To set up your environment, clone the repository and install the dependencies:
git clone https://github.com/TKAI-LAB-Mali/RealKcat
cd RealKcat
pip install -r requirements.txt
To train models for kcat
and km
:
# Train kcat model
python scripts/train_kcat_model.py
# Train km model
python scripts/train_km_model.py
These scripts load datasets, standardize them, and train models with specified hyperparameters.
Run inference on test datasets using the trained models. Each test_*_predict.py
script loads a model and dataset, applies standardization, and makes predictions.
Evaluate the model's performance on an out-of-distribution (OOD) dataset to test its robustness.
# Predict kcat on OOD dataset
python scripts/test_ood_kcat_predict.py
# Predict km on OOD dataset
python scripts/test_ood_km_predict.py
Use the PafA dataset for detailed testing on a specific enzyme.
# Predict kcat on PafA dataset
python scripts/test_PafA_kcat_predict.py
# Predict km on PafA dataset
python scripts/test_PafA_km_predict.py
Model outputs, trained models, and prediction results are saved as figures in the outputs/
directory.
If you use RealKcat in your work, please cite the following:
🧬 Anna Sajeevan K, Osinuga A, B A, Ferdous S, Shahreen N, Noor MS, Koneru S, Santos-Correa LM, Salehi R, Chowdhury NB, Calderon-Lopez B, Mali A, Saha R, Chowdhury R.

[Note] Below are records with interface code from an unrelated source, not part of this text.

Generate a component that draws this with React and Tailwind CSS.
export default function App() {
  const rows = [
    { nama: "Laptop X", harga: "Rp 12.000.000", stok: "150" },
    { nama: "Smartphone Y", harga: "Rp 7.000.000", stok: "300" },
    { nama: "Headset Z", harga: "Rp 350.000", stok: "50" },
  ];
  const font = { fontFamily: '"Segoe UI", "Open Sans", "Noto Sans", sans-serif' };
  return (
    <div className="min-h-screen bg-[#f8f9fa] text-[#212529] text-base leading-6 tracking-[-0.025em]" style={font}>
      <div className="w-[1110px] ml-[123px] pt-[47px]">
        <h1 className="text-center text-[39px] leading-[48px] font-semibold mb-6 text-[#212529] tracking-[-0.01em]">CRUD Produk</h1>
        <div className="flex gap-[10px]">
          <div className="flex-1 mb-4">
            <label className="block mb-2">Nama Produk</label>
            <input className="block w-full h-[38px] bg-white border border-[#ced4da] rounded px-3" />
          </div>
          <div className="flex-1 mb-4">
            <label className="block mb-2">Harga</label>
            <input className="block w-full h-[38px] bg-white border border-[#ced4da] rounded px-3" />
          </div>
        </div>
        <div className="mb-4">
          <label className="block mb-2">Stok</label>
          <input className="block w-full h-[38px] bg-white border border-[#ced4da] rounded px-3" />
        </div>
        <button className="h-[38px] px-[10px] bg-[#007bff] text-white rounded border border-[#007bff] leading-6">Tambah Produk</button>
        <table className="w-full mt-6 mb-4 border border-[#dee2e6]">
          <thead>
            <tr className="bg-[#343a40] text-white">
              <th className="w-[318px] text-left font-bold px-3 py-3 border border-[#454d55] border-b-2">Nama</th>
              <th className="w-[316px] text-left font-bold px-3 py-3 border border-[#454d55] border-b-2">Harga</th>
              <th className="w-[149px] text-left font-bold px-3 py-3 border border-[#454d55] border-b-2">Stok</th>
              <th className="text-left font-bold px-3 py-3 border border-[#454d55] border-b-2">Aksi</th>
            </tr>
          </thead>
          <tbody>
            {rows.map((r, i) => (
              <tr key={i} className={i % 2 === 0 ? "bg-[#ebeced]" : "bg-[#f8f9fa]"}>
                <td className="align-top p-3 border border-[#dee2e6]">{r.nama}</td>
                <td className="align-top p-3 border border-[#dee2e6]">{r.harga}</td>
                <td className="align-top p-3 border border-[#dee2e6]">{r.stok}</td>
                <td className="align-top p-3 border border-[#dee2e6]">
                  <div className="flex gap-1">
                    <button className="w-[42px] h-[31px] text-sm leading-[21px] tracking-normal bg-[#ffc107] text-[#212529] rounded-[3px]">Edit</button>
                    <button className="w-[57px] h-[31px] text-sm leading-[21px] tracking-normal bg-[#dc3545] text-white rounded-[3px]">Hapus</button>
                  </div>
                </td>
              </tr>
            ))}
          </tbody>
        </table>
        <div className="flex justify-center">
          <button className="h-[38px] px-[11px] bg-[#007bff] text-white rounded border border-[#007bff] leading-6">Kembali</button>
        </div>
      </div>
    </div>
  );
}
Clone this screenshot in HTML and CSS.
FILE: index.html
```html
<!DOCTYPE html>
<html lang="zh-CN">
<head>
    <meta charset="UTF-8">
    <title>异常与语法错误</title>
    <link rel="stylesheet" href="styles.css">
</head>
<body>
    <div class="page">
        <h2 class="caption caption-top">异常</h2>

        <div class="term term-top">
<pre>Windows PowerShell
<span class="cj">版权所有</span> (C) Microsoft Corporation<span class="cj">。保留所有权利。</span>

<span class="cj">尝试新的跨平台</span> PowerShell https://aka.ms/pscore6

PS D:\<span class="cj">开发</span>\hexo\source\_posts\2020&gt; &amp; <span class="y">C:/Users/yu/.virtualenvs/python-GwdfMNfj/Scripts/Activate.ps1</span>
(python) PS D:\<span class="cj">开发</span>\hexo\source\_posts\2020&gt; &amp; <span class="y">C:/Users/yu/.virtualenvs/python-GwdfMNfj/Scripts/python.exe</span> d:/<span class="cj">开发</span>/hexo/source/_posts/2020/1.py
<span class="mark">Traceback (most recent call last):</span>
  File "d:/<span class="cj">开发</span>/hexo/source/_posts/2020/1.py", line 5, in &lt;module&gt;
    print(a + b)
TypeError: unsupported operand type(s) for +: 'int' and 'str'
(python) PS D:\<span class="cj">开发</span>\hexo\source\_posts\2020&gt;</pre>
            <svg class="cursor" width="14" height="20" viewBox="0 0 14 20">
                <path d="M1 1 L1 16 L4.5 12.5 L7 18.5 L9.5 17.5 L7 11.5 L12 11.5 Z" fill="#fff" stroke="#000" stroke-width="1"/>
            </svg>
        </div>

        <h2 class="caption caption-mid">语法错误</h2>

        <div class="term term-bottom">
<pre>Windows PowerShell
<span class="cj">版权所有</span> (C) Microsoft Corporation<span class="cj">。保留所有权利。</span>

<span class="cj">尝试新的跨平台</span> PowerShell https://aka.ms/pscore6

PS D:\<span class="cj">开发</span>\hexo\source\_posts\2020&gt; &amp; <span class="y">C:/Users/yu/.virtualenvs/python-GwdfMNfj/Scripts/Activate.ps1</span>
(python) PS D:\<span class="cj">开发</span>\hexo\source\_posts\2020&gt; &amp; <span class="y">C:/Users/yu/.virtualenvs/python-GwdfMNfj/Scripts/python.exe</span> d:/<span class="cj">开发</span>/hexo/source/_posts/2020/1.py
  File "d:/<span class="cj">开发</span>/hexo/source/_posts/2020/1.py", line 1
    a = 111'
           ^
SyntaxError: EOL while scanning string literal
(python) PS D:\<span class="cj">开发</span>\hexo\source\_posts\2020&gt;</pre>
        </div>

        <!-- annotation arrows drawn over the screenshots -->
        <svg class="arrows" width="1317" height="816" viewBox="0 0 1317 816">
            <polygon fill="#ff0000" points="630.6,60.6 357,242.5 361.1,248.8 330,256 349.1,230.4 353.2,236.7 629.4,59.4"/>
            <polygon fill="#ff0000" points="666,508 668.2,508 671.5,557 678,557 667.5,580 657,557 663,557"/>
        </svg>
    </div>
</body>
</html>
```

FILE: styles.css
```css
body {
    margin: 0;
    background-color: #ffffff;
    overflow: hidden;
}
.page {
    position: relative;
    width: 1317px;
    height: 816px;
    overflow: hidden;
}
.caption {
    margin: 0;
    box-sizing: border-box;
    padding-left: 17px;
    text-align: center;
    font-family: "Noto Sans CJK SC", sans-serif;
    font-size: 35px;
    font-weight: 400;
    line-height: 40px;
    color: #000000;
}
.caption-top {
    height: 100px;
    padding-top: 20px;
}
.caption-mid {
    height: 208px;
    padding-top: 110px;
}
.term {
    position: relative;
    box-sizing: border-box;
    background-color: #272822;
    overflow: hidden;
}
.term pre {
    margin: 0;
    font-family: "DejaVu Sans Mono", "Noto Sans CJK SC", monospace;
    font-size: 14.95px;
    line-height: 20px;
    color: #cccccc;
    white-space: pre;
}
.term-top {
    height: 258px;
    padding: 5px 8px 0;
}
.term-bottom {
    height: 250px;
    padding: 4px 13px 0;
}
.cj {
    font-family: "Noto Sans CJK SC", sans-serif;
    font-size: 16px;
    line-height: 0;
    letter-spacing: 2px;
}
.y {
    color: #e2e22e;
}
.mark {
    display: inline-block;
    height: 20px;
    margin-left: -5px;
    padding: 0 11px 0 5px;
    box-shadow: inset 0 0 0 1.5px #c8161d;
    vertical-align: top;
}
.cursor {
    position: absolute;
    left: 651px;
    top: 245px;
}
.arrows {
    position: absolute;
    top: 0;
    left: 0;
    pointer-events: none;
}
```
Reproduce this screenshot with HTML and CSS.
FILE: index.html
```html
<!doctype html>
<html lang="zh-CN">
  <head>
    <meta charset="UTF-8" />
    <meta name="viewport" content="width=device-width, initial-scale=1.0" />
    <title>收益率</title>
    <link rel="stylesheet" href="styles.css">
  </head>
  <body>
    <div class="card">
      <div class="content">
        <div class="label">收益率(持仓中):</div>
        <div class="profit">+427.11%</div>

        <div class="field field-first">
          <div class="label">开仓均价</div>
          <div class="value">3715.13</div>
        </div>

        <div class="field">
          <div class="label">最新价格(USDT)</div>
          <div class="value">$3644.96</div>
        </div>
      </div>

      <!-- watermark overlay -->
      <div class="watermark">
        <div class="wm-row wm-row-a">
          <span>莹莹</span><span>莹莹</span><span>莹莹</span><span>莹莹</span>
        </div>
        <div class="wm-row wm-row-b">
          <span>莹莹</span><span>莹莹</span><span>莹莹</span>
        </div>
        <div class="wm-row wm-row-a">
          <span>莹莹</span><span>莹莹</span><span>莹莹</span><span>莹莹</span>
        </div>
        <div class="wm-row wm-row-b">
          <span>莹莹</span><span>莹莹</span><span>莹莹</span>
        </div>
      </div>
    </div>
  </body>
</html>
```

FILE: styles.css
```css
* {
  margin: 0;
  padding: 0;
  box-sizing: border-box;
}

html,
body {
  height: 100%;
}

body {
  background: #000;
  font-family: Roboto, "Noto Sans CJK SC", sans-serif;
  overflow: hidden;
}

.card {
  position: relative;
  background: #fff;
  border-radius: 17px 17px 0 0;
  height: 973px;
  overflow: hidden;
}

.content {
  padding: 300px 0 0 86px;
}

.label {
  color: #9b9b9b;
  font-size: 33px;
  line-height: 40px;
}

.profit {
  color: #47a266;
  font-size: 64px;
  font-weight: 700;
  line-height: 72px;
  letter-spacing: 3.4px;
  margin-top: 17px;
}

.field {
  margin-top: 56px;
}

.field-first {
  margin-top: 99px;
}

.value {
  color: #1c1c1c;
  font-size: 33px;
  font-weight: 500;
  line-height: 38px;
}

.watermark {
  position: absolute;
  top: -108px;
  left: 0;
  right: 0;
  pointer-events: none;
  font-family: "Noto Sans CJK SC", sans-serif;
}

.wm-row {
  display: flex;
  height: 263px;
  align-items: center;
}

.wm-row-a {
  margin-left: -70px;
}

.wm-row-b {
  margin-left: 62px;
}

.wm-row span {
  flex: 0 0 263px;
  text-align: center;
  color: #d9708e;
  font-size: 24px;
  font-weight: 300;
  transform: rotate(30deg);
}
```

Robust Prediction of Enzyme Variant Kinetics with RealKcat
bioRxiv [Preprint], 2025 Feb 15. doi: 10.1101/2025.02.10.637555
PMID: 39990461 · PMCID: PMC11844551
📄 BibTeX
@article{sajeevan2025robust,
author = {Sajeevan, Anna K and Osinuga, Abraham and B, A and Ferdous, Sakib and Shahreen, Nabia and Noor, Mohammed Sakib and Koneru, Shashank and Santos-Correa, Laura Mariana and Salehi, Rahil and Chowdhury, Niaz Bahar and Calderon-Lopez, Brisa and Mali, Ankur and Saha, Rajib and Chowdhury, Ranjan},
title = {Robust Prediction of Enzyme Variant Kinetics with RealKcat},
journal = {bioRxiv},
year = {2025},
month = {Feb},
day = {15},
note = {Preprint},
doi = {10.1101/2025.02.10.637555},
pmid = {39990461},
pmcid = {PMC11844551}
}
This project is licensed under the MIT License. See the `LICENSE` file for details.
## Contributing
Contributions are welcome! Please open an issue or submit a pull request for any improvements or bug fixes.